- _GIVEN EXERCISE_
Transcribe the listing that follows in full, omitting pictures.

- _RECORDED DATA_
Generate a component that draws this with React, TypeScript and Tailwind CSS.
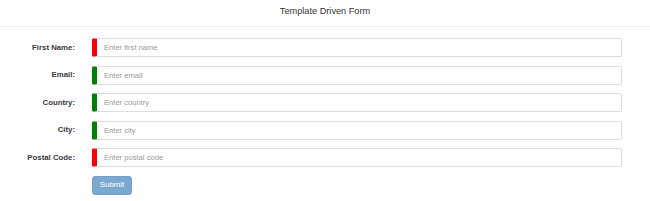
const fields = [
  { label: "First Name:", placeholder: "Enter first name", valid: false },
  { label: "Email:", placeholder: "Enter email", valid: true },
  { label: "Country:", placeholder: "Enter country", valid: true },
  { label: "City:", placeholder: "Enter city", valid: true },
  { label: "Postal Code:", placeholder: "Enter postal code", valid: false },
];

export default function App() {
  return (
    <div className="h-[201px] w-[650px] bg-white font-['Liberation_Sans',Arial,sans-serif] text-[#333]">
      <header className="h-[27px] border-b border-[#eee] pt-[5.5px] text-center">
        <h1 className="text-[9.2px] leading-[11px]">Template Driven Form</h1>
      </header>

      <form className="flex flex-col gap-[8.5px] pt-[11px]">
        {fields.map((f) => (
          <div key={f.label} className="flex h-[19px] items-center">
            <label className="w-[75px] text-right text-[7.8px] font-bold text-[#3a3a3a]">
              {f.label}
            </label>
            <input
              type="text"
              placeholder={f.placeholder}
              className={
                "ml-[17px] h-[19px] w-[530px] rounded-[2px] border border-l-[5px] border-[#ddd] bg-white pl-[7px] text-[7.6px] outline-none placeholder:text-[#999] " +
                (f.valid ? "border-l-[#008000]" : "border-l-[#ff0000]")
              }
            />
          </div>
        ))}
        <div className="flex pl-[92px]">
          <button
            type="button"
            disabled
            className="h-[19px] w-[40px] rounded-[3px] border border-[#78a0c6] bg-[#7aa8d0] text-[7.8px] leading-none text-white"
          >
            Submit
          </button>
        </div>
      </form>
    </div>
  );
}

- _FULL SOLUTION_
Generate a component that draws this with React, TypeScript and Tailwind CSS.
const fields = [
  { label: "First Name:", placeholder: "Enter first name", valid: false },
  { label: "Email:", placeholder: "Enter email", valid: true },
  { label: "Country:", placeholder: "Enter country", valid: true },
  { label: "City:", placeholder: "Enter city", valid: true },
  { label: "Postal Code:", placeholder: "Enter postal code", valid: false },
];

export default function App() {
  return (
    <div className="h-[201px] w-[650px] bg-white font-['Liberation_Sans',Arial,sans-serif] text-[#333]">
      <header className="h-[27px] border-b border-[#eee] pt-[5.5px] text-center">
        <h1 className="text-[9.2px] leading-[11px]">Template Driven Form</h1>
      </header>

      <form className="flex flex-col gap-[8.5px] pt-[11px]">
        {fields.map((f) => (
          <div key={f.label} className="flex h-[19px] items-center">
            <label className="w-[75px] text-right text-[7.8px] font-bold text-[#3a3a3a]">
              {f.label}
            </label>
            <input
              type="text"
              placeholder={f.placeholder}
              className={
                "ml-[17px] h-[19px] w-[530px] rounded-[2px] border border-l-[5px] border-[#ddd] bg-white pl-[7px] text-[7.6px] outline-none placeholder:text-[#999] " +
                (f.valid ? "border-l-[#008000]" : "border-l-[#ff0000]")
              }
            />
          </div>
        ))}
        <div className="flex pl-[92px]">
          <button
            type="button"
            disabled
            className="h-[19px] w-[40px] rounded-[3px] border border-[#78a0c6] bg-[#7aa8d0] text-[7.8px] leading-none text-white"
          >
            Submit
          </button>
        </div>
      </form>
    </div>
  );
}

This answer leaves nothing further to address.